|Eddie Ellison passed away on Jan. 29, 2007, after a long battle with cancer. An early LEAP member, Eddie seemed to be everyone’s “rock”. Policing, according to Eddie, meant solving people’s problems before they became so troublesome that “law enforcement” needed to be applied. He taught us great lessons, and he will be sorely missed.|
London Metropolitan Police
Eddie Ellison spent his thirty-year police career almost entirely within the Criminal Investigation Department of London’s Metropolitan Police. The majority of that time he operated out of New Scotland Yard.

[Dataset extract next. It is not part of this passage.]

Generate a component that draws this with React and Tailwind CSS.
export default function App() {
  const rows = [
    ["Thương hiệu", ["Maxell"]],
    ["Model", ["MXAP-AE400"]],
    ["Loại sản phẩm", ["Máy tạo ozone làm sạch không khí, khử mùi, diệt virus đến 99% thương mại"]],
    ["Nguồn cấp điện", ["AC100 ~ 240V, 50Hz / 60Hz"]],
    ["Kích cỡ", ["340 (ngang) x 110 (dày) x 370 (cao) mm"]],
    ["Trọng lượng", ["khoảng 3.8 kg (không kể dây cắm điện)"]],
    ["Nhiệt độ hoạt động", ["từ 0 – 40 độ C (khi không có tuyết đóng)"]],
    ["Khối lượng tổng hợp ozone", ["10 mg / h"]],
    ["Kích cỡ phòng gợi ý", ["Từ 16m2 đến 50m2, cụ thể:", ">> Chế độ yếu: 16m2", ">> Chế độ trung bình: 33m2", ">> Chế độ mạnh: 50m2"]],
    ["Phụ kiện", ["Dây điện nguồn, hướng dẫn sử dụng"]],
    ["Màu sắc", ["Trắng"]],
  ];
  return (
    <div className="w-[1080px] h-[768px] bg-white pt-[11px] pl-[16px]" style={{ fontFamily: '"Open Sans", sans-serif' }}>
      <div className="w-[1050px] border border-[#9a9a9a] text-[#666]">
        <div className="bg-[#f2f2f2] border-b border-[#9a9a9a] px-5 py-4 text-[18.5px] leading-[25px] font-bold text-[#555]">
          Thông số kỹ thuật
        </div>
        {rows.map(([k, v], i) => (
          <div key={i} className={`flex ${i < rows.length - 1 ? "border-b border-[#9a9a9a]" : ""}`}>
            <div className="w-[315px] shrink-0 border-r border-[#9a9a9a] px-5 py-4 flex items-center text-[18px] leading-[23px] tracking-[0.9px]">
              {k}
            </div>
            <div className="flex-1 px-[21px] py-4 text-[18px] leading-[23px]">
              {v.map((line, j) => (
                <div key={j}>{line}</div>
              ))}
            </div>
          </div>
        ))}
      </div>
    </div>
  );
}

He served three years on the Reserve Squad, known across the world as The Murder Squad, and seven years with Scotland Yard’s Drug Squad, three as their Operational Chief. Early years were spent countering drug importations at London’s Heathrow Airport, conducting undercover operations against major drug importers and distributors and leading detectives at the more challenging inner London Police Stations of Brixton and Paddington.
Ellison concluded his career as Detective Chief Superintendent, heading the Crime Policy Branch of Specialist Operations, a Department covering sections as diverse as the Robbery Squad, Royalty Protection, Special Branch, Fraud, Drugs and even the National Criminal Records Office and National Fingerprint Collection. He was attached to the working party of the Association of Chief Police Officers that established the National Criminal Intelligence Service and re-structured the Regional Crime Squads as a first step to the creation of the National Crime Squad.

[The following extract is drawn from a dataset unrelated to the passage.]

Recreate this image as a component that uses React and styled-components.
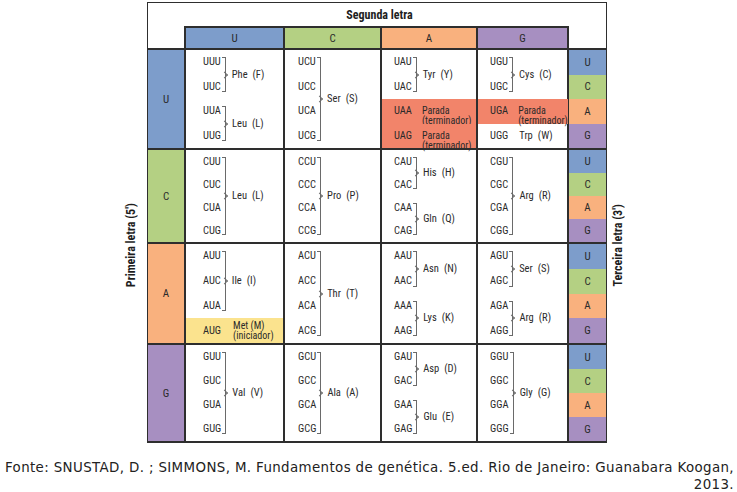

Eddie’s unequalled UK police experience in the field of drug control made clear the futility of relying on prohibition to lessen the effects of drug misuse, which he identified as a threat to society. On retirement, Eddie served as trustee of Release, a national drug charity and became patron of Transform, a UK drug reform organisation.

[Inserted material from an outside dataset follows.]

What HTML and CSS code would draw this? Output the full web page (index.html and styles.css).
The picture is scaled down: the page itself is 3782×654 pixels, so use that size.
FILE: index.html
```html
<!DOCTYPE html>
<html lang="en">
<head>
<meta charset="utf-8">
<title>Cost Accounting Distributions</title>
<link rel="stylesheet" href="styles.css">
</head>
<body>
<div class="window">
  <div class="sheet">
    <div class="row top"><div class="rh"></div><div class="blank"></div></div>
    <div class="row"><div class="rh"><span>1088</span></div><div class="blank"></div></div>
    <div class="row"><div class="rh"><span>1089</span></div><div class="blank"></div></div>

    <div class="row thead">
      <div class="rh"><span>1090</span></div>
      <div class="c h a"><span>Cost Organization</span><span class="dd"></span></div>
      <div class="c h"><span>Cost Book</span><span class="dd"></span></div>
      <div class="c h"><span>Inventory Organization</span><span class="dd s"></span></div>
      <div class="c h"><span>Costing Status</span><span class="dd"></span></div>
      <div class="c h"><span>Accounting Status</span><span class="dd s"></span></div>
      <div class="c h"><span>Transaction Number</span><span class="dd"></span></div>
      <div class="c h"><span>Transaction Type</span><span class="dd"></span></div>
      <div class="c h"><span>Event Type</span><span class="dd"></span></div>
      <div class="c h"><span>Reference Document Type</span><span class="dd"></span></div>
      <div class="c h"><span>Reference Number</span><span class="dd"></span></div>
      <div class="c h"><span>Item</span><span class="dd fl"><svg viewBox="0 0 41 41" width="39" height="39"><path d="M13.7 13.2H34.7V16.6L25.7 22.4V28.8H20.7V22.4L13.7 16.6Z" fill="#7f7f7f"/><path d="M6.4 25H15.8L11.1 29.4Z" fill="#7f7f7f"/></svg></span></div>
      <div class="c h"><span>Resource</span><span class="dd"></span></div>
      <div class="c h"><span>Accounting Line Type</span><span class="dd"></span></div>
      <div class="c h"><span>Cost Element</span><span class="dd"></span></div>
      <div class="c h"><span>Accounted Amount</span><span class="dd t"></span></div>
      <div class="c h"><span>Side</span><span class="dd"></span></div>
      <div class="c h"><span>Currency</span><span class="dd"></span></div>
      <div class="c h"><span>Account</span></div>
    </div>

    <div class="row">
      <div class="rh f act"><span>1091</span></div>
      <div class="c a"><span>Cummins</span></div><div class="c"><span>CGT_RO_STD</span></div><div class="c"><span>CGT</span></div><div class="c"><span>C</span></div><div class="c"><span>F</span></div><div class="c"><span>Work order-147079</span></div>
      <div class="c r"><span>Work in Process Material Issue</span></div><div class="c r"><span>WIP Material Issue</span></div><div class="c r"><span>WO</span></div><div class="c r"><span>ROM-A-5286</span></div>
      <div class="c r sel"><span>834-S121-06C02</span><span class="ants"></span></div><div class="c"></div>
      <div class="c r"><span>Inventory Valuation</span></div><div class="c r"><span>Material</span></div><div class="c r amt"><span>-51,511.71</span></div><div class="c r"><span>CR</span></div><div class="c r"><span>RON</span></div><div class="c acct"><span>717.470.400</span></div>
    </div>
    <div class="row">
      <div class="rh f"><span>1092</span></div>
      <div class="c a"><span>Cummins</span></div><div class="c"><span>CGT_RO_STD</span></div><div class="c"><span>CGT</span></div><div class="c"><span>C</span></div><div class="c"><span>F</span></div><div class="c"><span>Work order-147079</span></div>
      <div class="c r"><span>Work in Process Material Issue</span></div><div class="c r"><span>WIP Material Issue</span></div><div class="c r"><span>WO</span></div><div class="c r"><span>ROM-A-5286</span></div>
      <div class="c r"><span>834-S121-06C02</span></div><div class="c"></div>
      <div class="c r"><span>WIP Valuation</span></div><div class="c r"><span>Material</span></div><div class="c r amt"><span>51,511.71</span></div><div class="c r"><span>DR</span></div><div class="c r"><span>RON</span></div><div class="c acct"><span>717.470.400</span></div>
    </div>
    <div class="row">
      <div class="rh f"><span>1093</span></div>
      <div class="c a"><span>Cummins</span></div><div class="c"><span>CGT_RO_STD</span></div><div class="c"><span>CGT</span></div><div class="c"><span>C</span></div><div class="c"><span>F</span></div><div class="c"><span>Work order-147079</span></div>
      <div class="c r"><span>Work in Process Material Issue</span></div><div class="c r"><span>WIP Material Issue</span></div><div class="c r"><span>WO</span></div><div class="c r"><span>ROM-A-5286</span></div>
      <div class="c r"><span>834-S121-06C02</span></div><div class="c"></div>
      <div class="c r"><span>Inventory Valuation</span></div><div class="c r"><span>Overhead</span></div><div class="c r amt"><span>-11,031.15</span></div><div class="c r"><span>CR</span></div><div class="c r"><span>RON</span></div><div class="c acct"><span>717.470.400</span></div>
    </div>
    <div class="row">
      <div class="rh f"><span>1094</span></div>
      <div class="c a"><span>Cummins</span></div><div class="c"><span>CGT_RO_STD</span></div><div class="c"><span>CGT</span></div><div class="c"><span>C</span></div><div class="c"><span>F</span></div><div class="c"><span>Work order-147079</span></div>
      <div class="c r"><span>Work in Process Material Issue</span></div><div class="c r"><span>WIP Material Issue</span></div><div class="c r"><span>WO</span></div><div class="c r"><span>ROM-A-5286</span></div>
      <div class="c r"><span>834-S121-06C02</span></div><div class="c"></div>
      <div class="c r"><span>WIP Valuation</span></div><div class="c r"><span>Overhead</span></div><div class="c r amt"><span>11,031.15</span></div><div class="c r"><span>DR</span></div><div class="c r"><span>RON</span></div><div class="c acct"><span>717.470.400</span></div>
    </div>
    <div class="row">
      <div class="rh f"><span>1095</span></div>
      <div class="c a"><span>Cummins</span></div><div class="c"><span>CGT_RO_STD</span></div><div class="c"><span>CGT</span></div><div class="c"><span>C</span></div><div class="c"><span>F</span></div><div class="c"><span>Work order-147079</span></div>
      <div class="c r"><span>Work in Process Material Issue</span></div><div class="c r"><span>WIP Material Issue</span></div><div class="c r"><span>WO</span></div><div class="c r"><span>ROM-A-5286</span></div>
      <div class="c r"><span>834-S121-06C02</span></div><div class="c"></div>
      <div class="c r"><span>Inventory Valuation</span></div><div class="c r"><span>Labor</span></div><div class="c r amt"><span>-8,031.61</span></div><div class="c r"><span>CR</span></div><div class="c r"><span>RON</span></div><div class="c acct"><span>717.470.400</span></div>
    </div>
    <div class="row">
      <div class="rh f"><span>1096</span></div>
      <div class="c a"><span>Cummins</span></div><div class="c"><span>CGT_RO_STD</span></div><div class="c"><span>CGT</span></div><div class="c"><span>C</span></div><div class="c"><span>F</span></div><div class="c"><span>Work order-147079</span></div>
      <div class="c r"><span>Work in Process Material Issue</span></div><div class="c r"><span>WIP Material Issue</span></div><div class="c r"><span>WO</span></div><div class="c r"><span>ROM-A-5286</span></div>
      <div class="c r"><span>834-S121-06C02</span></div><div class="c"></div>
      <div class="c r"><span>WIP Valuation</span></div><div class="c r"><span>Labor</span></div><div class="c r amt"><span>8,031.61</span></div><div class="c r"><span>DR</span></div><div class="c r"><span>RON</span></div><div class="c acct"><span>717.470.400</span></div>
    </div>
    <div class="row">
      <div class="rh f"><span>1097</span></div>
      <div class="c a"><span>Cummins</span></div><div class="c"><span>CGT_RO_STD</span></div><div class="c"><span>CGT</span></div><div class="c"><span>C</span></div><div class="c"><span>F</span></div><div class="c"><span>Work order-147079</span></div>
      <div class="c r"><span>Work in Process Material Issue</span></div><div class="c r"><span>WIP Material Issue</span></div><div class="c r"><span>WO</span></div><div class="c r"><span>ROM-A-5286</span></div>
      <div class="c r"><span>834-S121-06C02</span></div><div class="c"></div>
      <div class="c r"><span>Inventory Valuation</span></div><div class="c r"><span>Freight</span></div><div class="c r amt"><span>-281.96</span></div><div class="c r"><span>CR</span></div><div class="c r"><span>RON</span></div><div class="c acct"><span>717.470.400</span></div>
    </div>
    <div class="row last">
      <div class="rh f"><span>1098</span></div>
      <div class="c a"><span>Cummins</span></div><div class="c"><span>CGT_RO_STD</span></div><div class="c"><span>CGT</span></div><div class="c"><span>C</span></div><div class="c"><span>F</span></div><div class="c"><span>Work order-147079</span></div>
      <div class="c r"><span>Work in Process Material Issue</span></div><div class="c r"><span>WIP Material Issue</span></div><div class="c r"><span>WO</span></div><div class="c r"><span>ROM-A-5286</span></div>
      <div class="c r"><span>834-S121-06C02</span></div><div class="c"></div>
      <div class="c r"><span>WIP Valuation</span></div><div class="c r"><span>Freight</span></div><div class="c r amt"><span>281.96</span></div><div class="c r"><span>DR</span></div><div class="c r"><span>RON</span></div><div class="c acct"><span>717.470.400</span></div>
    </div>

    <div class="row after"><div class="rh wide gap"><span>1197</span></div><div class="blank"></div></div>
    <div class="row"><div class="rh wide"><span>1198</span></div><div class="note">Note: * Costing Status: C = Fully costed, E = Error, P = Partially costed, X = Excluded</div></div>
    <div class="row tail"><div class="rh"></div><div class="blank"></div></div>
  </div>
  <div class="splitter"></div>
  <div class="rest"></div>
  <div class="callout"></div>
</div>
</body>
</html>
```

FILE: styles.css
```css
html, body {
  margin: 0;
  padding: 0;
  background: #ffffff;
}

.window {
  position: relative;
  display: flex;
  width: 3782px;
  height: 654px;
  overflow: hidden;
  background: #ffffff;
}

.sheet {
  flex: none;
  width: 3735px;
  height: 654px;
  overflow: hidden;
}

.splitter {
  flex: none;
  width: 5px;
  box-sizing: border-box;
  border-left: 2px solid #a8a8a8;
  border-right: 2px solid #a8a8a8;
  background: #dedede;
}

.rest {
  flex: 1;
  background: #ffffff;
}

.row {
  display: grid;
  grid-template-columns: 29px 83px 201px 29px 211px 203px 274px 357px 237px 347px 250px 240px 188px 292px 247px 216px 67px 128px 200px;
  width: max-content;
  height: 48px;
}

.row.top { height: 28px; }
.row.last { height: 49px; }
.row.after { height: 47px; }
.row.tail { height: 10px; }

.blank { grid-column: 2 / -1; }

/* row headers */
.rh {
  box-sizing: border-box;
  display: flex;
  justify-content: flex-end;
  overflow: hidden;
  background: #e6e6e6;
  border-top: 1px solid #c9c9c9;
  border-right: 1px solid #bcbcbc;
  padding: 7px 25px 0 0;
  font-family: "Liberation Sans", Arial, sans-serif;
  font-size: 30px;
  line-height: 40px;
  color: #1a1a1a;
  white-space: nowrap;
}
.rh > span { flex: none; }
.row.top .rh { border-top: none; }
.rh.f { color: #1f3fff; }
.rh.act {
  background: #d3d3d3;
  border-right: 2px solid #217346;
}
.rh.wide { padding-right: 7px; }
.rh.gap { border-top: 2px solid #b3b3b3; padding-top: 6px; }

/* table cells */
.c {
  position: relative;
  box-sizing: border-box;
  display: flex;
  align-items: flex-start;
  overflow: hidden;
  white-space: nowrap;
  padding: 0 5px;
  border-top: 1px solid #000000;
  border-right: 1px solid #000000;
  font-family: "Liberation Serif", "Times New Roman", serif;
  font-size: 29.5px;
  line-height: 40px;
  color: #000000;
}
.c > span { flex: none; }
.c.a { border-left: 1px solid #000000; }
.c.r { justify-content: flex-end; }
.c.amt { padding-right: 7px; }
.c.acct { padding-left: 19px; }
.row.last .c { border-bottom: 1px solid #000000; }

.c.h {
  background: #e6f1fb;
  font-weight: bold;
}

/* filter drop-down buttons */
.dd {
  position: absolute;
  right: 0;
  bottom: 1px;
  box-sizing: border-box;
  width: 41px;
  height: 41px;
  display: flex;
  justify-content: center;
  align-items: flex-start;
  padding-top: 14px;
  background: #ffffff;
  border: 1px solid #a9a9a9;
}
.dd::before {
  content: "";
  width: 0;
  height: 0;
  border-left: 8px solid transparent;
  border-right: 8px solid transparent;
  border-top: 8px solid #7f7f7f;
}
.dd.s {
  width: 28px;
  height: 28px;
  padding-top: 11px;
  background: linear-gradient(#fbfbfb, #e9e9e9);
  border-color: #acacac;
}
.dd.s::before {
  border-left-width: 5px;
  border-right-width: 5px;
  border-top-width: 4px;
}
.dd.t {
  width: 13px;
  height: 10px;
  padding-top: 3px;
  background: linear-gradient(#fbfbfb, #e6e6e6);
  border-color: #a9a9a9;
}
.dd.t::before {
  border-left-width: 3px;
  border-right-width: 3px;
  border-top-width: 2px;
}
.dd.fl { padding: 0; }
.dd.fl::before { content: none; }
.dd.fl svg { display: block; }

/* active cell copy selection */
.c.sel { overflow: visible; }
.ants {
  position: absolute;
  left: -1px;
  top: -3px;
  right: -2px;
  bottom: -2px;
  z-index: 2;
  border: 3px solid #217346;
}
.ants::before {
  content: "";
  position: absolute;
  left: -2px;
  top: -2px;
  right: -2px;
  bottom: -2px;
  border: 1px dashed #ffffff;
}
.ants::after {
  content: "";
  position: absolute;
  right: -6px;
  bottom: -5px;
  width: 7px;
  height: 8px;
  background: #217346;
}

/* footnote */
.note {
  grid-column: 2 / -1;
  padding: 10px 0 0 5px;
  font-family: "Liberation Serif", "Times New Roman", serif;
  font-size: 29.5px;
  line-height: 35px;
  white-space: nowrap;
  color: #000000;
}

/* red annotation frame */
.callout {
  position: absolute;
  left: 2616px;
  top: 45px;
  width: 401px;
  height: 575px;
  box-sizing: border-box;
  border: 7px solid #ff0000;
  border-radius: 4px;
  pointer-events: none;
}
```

Eddie believed legalisation presents the best opportunity to reduce drug abuse and the crimes associated with drug prohibition. An international speaker, Ellison was invited to lead debate at Rotary Clubs, Universities, National Party Political Conferences, national television network programs, and international drug policy conferences in the United States and Australia. Eddie was party to the production of the “Angel Declaration,’ a forward looking document outlining the potential for legalisation, which was praised by the Home Affairs Select Committee reviewing UK drug policy.
Ellison recognised that the international impact of US drug policies are the major obstacle to Europe’s evolution to a compassionate, supportive and educational approach. Eddie joined Law Enforcement Against Prohibition because he believed LEAP presents a logical, experienced, respected, yet critical, view of American drug policy.